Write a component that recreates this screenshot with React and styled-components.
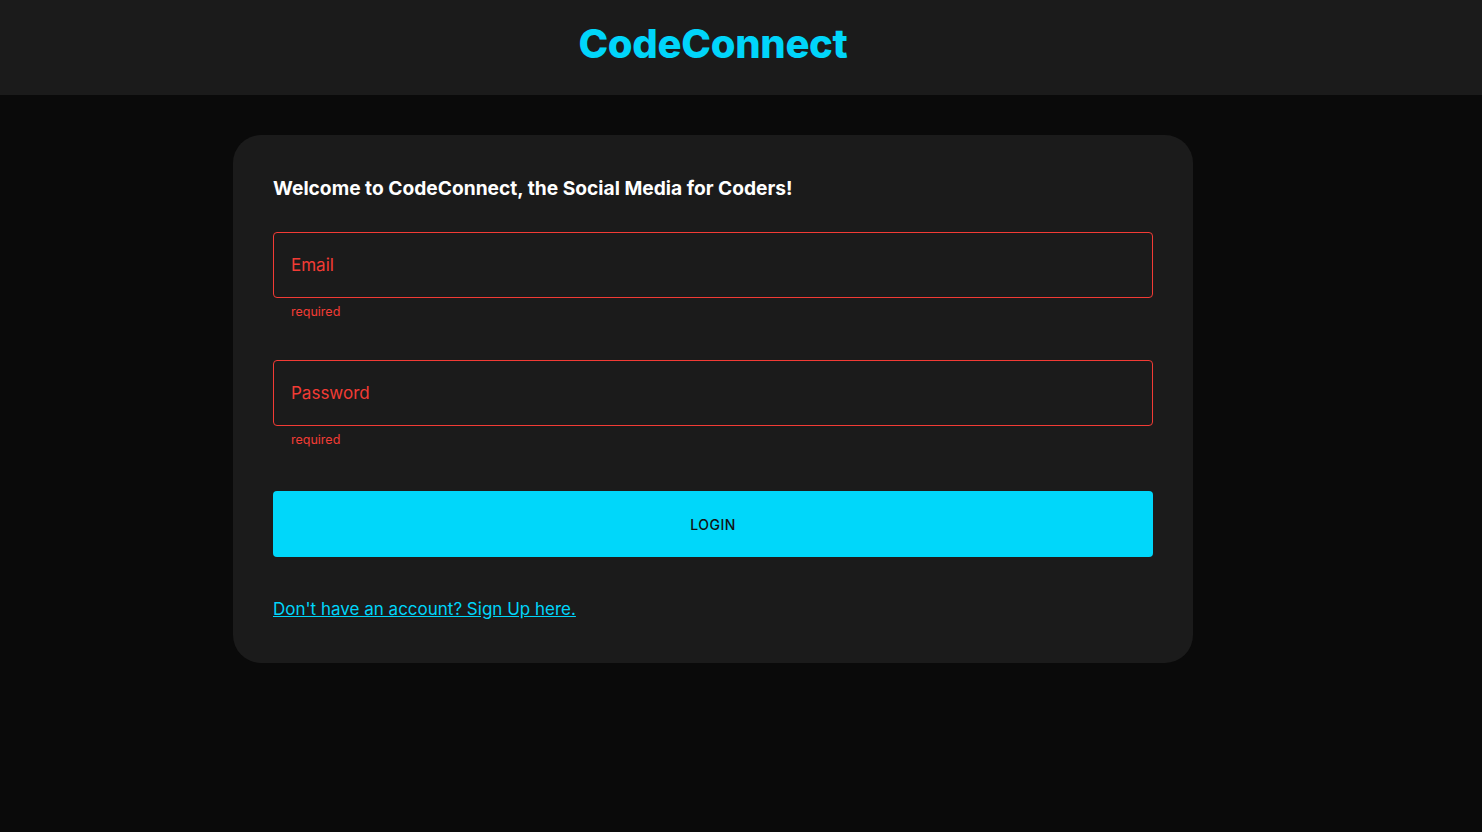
import React from 'react'
import styled, { createGlobalStyle } from 'styled-components'

const GlobalStyle = createGlobalStyle`
    * { box-sizing: border-box; }
    body {
        margin: 0;
        background: #0a0a0a;
        font-family: Inter, "Noto Sans", "Liberation Sans", sans-serif;
    }
`;

const Header = styled.header`
    height: 95px;
    background: #1b1b1b;
    display: flex;
    align-items: center;
    justify-content: center;
    padding: 0 56px 8px 0;
`;

const Logo = styled.h1`
    margin: 0;
    color: #00d5fa;
    font-size: 40px;
    font-weight: 800;
    letter-spacing: -0.3px;
`;

const Main = styled.main`
    display: flex;
    justify-content: center;
    padding: 40px 56px 0 0;
`;

const Card = styled.form`
    width: 960px;
    background: #1b1b1b;
    border-radius: 28px;
    padding: 41px 40px 44px;
    display: flex;
    flex-direction: column;
`;

const Title = styled.h2`
    margin: 0 0 32px;
    color: #fff;
    font-size: 19.2px;
    line-height: 24px;
    font-weight: 700;
    letter-spacing: 0;
`;

const Field = styled.div`
    display: flex;
    flex-direction: column;
    margin-bottom: ${p => p.$gap || 0}px;
`;

const Input = styled.input`
    height: 66px;
    width: 100%;
    background: transparent;
    border: 1px solid #f23b35;
    border-radius: 4px;
    padding: 0 17px;
    font-family: inherit;
    font-size: 17px;
    color: #fff;
    outline: none;
    &::placeholder { color: #f23b35; }
`;

const Helper = styled.span`
    color: #f23b35;
    font-size: 12.5px;
    margin: 6px 0 0 18px;
    line-height: 16px;
`;

const Button = styled.button`
    height: 66px;
    margin-top: 43px;
    border: none;
    border-radius: 4px;
    background: #00d7fa;
    color: #121212;
    font-family: inherit;
    font-size: 14px;
    font-weight: 500;
    letter-spacing: 0.5px;
`;

const SignUp = styled.a`
    margin-top: 42px;
    align-self: flex-start;
    color: #00d5fa;
    font-size: 17px;
    text-decoration: underline;
    cursor: pointer;
`;

const App = () => {
    return (
        <>
            <GlobalStyle />
            <Header>
                <Logo>CodeConnect</Logo>
            </Header>
            <Main>
                <Card onSubmit={e => e.preventDefault()}>
                    <Title>Welcome to CodeConnect, the Social Media for Coders!</Title>
                    <Field $gap={40}>
                        <Input placeholder='Email' />
                        <Helper>required</Helper>
                    </Field>
                    <Field>
                        <Input type='password' placeholder='Password' />
                        <Helper>required</Helper>
                    </Field>
                    <Button type='submit'>LOGIN</Button>
                    <SignUp>Don't have an account? Sign Up here.</SignUp>
                </Card>
            </Main>
        </>
    )
}

export default App;
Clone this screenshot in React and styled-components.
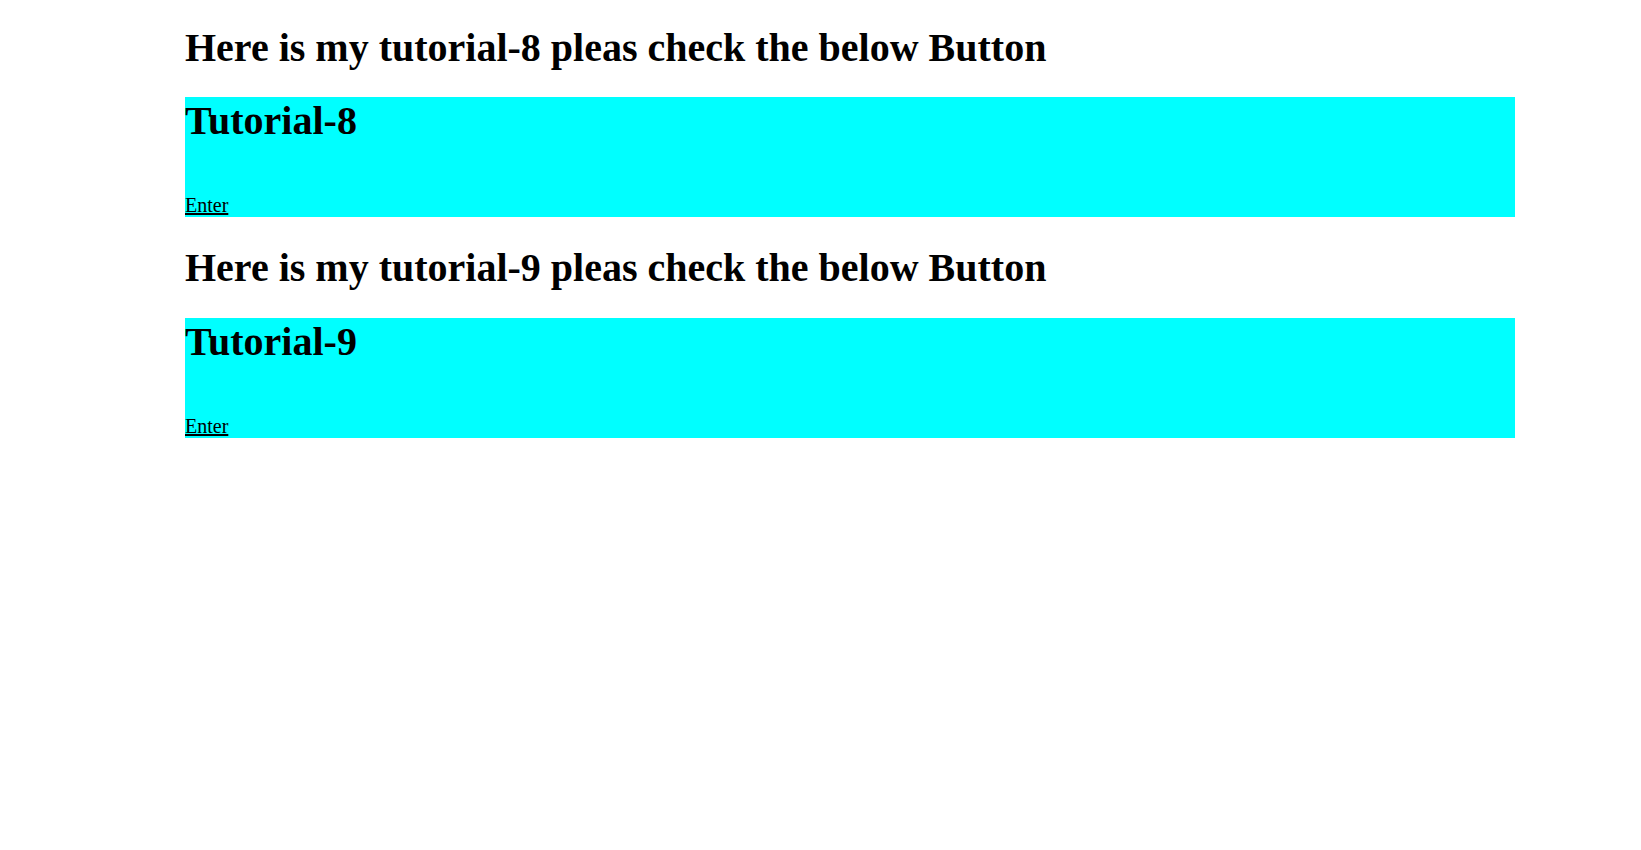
import React from 'react'
import styled, { createGlobalStyle } from 'styled-components'

const GlobalStyle = createGlobalStyle`
    body {
        margin: 0;
        background: #fff;
        font-family: "Liberation Serif", "Times New Roman", serif;
        font-size: 20px;
        color: #000;
    }
`

const tutorials = [8, 9]

const App = () => {
    return (
        <Page>
            <GlobalStyle />
            {tutorials.map((n, i) => (
                <section key={n}>
                    <Title $first={i === 0}>Here is my tutorial-{n} pleas check the below Button</Title>
                    <Card>
                        <CardTitle>Tutorial-{n}</CardTitle>
                        <br />
                        <EnterLink href="#">Enter</EnterLink>
                    </Card>
                </section>
            ))}
        </Page>
    )
}

export default App

const Page = styled.div`
    width: 1330px;
    margin-left: 185px;
    padding-top: 0.1px;
`

const Title = styled.h1`
    font-size: 40px;
    font-weight: bold;
    margin: ${p => (p.$first ? '23.5px' : '26.8px')} 0 26.8px;
`

const Card = styled.div`
    background: #00ffff;
`

const CardTitle = styled.h1`
    font-size: 40px;
    font-weight: bold;
    margin: 0 0 26.8px;
`

const EnterLink = styled.a`
    color: #000;
    text-decoration: underline;
`
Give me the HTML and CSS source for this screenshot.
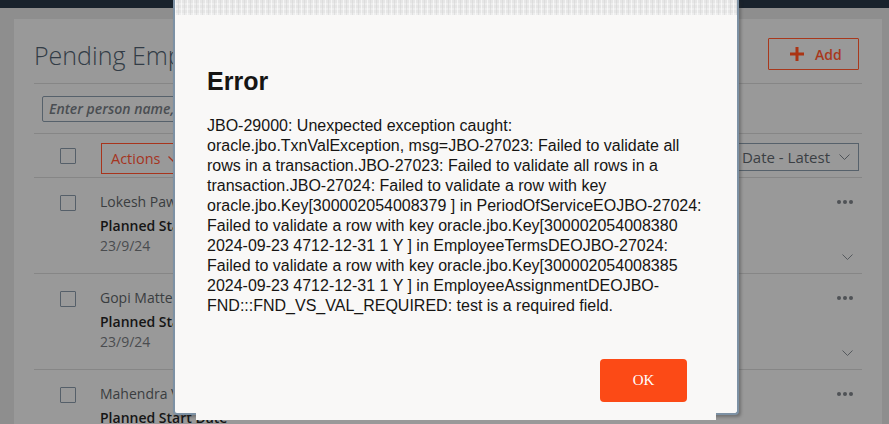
FILE: index.html
```html
<!DOCTYPE html>
<html lang="en">
<head>
<meta charset="utf-8">
<title>Pending Employees - Error</title>
<link rel="stylesheet" href="styles.css">
</head>
<body>
<div class="topbar"></div>
<main class="card">
  <header class="card-head">
    <h1 class="title">Pending Employee Assignments</h1>
    <button class="btn-add" type="button">
      <svg class="plus" width="14" height="14" viewBox="0 0 14 14"><path d="M7 0v14M0 7h14" stroke="currentColor" stroke-width="3"/></svg>
      <span>Add</span>
    </button>
  </header>
  <div class="search-row">
    <div class="search">Enter person name, person number or keywords</div>
  </div>
  <div class="toolbar">
    <span class="checkbox"></span>
    <button class="btn-actions" type="button">Actions
      <svg width="10" height="6" viewBox="0 0 10 6"><path d="M0.5 0.5l4.5 4.5 4.5-4.5" fill="none" stroke="currentColor" stroke-width="1.3"/></svg>
    </button>
    <div class="sort">Planned Start Date - Latest
      <svg width="11" height="6" viewBox="0 0 11 6"><path d="M0.5 0.5l5 5 5-5" fill="none" stroke="currentColor" stroke-width="1"/></svg>
    </div>
  </div>
  <ul class="list">
    <li class="row">
      <span class="checkbox"></span>
      <div class="row-main">
        <div class="name">Lokesh Pawar</div>
        <div class="label">Planned Start Date</div>
        <div class="date">23/9/24</div>
      </div>
      <div class="row-side">
        <span class="dots"><i></i><i></i><i></i></span>
        <svg class="chev" width="11" height="6" viewBox="0 0 11 6"><path d="M0.5 0.5l5 5 5-5" fill="none" stroke="currentColor" stroke-width="1"/></svg>
      </div>
    </li>
    <li class="row">
      <span class="checkbox"></span>
      <div class="row-main">
        <div class="name">Gopi Mattepu</div>
        <div class="label">Planned Start Date</div>
        <div class="date">23/9/24</div>
      </div>
      <div class="row-side">
        <span class="dots"><i></i><i></i><i></i></span>
        <svg class="chev" width="11" height="6" viewBox="0 0 11 6"><path d="M0.5 0.5l5 5 5-5" fill="none" stroke="currentColor" stroke-width="1"/></svg>
      </div>
    </li>
    <li class="row">
      <span class="checkbox"></span>
      <div class="row-main">
        <div class="name">Mahendra Varma</div>
        <div class="label">Planned Start Date</div>
        <div class="date">23/9/24</div>
      </div>
      <div class="row-side">
        <span class="dots"><i></i><i></i><i></i></span>
        <svg class="chev" width="11" height="6" viewBox="0 0 11 6"><path d="M0.5 0.5l5 5 5-5" fill="none" stroke="currentColor" stroke-width="1"/></svg>
      </div>
    </li>
  </ul>
</main>

<div class="modal" role="dialog">
  <div class="modal-strip"></div>
  <div class="modal-content">
    <h2 class="modal-title">Error</h2>
    <p class="modal-text">JBO-29000: Unexpected exception caught:<br>oracle.jbo.TxnValException, msg=JBO-27023: Failed to validate all<br>rows in a transaction.JBO-27023: Failed to validate all rows in a<br>transaction.JBO-27024: Failed to validate a row with key<br>oracle.jbo.Key[300002054008379 ] in PeriodOfServiceEOJBO-27024:<br>Failed to validate a row with key oracle.jbo.Key[300002054008380<br>2024-09-23 4712-12-31 1 Y ] in EmployeeTermsDEOJBO-27024:<br>Failed to validate a row with key oracle.jbo.Key[300002054008385<br>2024-09-23 4712-12-31 1 Y ] in EmployeeAssignmentDEOJBO-<br>FND:::FND_VS_VAL_REQUIRED: test is a required field.</p>
    <div class="modal-foot">
      <button class="btn-ok" type="button">OK</button>
    </div>
  </div>
</div>
</body>
</html>
```
FILE: styles.css
```css
* { box-sizing: border-box; }
html, body { margin: 0; padding: 0; }
body {
  width: 889px;
  height: 424px;
  overflow: hidden;
  background: #8e8e8e;
  font-family: "Open Sans", "Noto Sans", sans-serif;
  position: relative;
}
.topbar {
  height: 8px;
  background: #19222c;
}
.card {
  margin: 11px 7px 0 14px;
  background: #999999;
  padding: 0 20px;
  height: 405px;
  overflow: hidden;
}
.card-head {
  display: flex;
  justify-content: space-between;
  align-items: flex-start;
  height: 65px;
  padding-top: 19px;
  border-bottom: 1px solid #868686;
}
.title {
  margin: 0;
  font-size: 25px;
  font-weight: 300;
  line-height: 34px;
  color: #323c46;
  white-space: nowrap;
}
.btn-add {
  display: flex;
  align-items: center;
  gap: 11px;
  width: 91px;
  height: 32px;
  margin-right: 3px;
  padding: 0 0 0 21px;
  border: 1px solid #a8381c;
  border-radius: 1px;
  background: transparent;
  color: #a8381c;
  font-family: "Open Sans", "Noto Sans", sans-serif;
  font-size: 14px;
  font-weight: 600;
}
.btn-add .plus { color: #ab3414; }
.search-row {
  height: 50px;
  padding: 12px 0 0 8px;
  border-bottom: 1px solid #868686;
}
.search {
  width: 460px;
  height: 26px;
  border: 1px solid #56616b;
  border-radius: 2px;
  padding: 0 6px;
  font-size: 14px;
  line-height: 24px;
  font-style: italic;
  font-weight: 600;
  color: #4a4e52;
  white-space: nowrap;
  overflow: hidden;
}
.toolbar {
  display: flex;
  align-items: flex-start;
  height: 44px;
  padding: 9px 3px 0 26px;
  border-bottom: 1px solid #868686;
}
.checkbox {
  flex: none;
  width: 16px;
  height: 16px;
  border: 1px solid #555f69;
  border-radius: 1px;
}
.toolbar .checkbox { margin-top: 5px; }
.btn-actions {
  display: flex;
  align-items: center;
  gap: 8px;
  margin-left: 25px;
  height: 31px;
  padding: 0 12px 0 9px;
  border: 1px solid #a8341c;
  background: transparent;
  color: #a5341f;
  font-family: "Open Sans", "Noto Sans", sans-serif;
  font-size: 14.5px;
  font-weight: 500;
}
.sort {
  display: flex;
  align-items: center;
  gap: 9px;
  margin-left: auto;
  height: 28px;
  padding: 0 8px 0 12px;
  border: 1px solid #56616b;
  font-size: 15px;
  color: #3b3f44;
  white-space: nowrap;
}
.sort svg { color: #4e5358; }
.list {
  list-style: none;
  margin: 0;
  padding: 0;
}
.row {
  display: flex;
  align-items: flex-start;
  height: 96px;
  padding: 14px 9px 0 26px;
  border-bottom: 1px solid #868686;
}
.row .checkbox { margin-top: 3px; }
.row-main {
  margin-left: 24px;
  font-size: 14px;
  line-height: 20px;
  white-space: nowrap;
}
.name { color: #3a3d40; margin-bottom: 4px; }
.label { color: #151515; font-weight: 600; }
.date { color: #4a4c4f; }
.row-side {
  margin-left: auto;
  height: 73px;
  display: flex;
  flex-direction: column;
  justify-content: space-between;
  align-items: flex-end;
  padding-top: 8px;
}
.dots {
  display: flex;
  gap: 2px;
}
.dots i {
  width: 4px;
  height: 4px;
  border-radius: 50%;
  background: #4f5256;
}
.chev { color: #55595d; margin-bottom: 5px; }

/* modal dialog */
.modal {
  position: absolute;
  left: 173px;
  top: 0;
  width: 566px;
  height: 415px;
  background: #f9f8f7;
  border: 2px solid #7d91a4;
  border-top: none;
  border-radius: 0 0 4px 4px;
  box-shadow: 2px 2px 3px rgba(40, 40, 40, 0.35);
}
.modal::after {
  content: "";
  position: absolute;
  left: 21px;
  right: 21px;
  bottom: -7px;
  height: 7px;
  background: #f9f8f7;
}
.modal-strip {
  height: 15px;
  background-color: #e6e6e6;
  background-image:
    repeating-linear-gradient(90deg, rgba(255,255,255,0.6) 0 1px, transparent 1px 3px, rgba(210,210,210,0.5) 3px 4px, transparent 4px 6px),
    repeating-linear-gradient(0deg, rgba(255,255,255,0.3) 0 2px, transparent 2px 5px);
}
.modal-content {
  padding: 0 50px 0 32px;
}
.modal-title {
  margin: 52px 0 0;
  font-family: "Liberation Sans", Arial, sans-serif;
  font-size: 25px;
  font-weight: 700;
  line-height: 28px;
  color: #161513;
}
.modal-text {
  margin: 21px 0 0;
  font-family: "Liberation Sans", Arial, sans-serif;
  font-size: 16px;
  line-height: 20px;
  color: #161513;
  white-space: nowrap;
}
.modal-foot {
  display: flex;
  justify-content: flex-end;
  margin-top: 43px;
}
.btn-ok {
  width: 87px;
  height: 43px;
  border: none;
  border-radius: 4px;
  background: #fc4a16;
  color: #ffffff;
  font-family: "Liberation Serif", "Times New Roman", serif;
  font-size: 15px;
}
```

◆ **WHAT THE EXERCISE ASKS**
Return exactly the lines from the one with "Clone this screenshot" to the one with "const tutorials = [8, 9]", both ends kept, and only those. Images are left out.

◆ **TASK OUTPUT**
Clone this screenshot in React and styled-components.
import React from 'react'
import styled, { createGlobalStyle } from 'styled-components'

const GlobalStyle = createGlobalStyle`
    body {
        margin: 0;
        background: #fff;
        font-family: "Liberation Serif", "Times New Roman", serif;
        font-size: 20px;
        color: #000;
    }
`

const tutorials = [8, 9]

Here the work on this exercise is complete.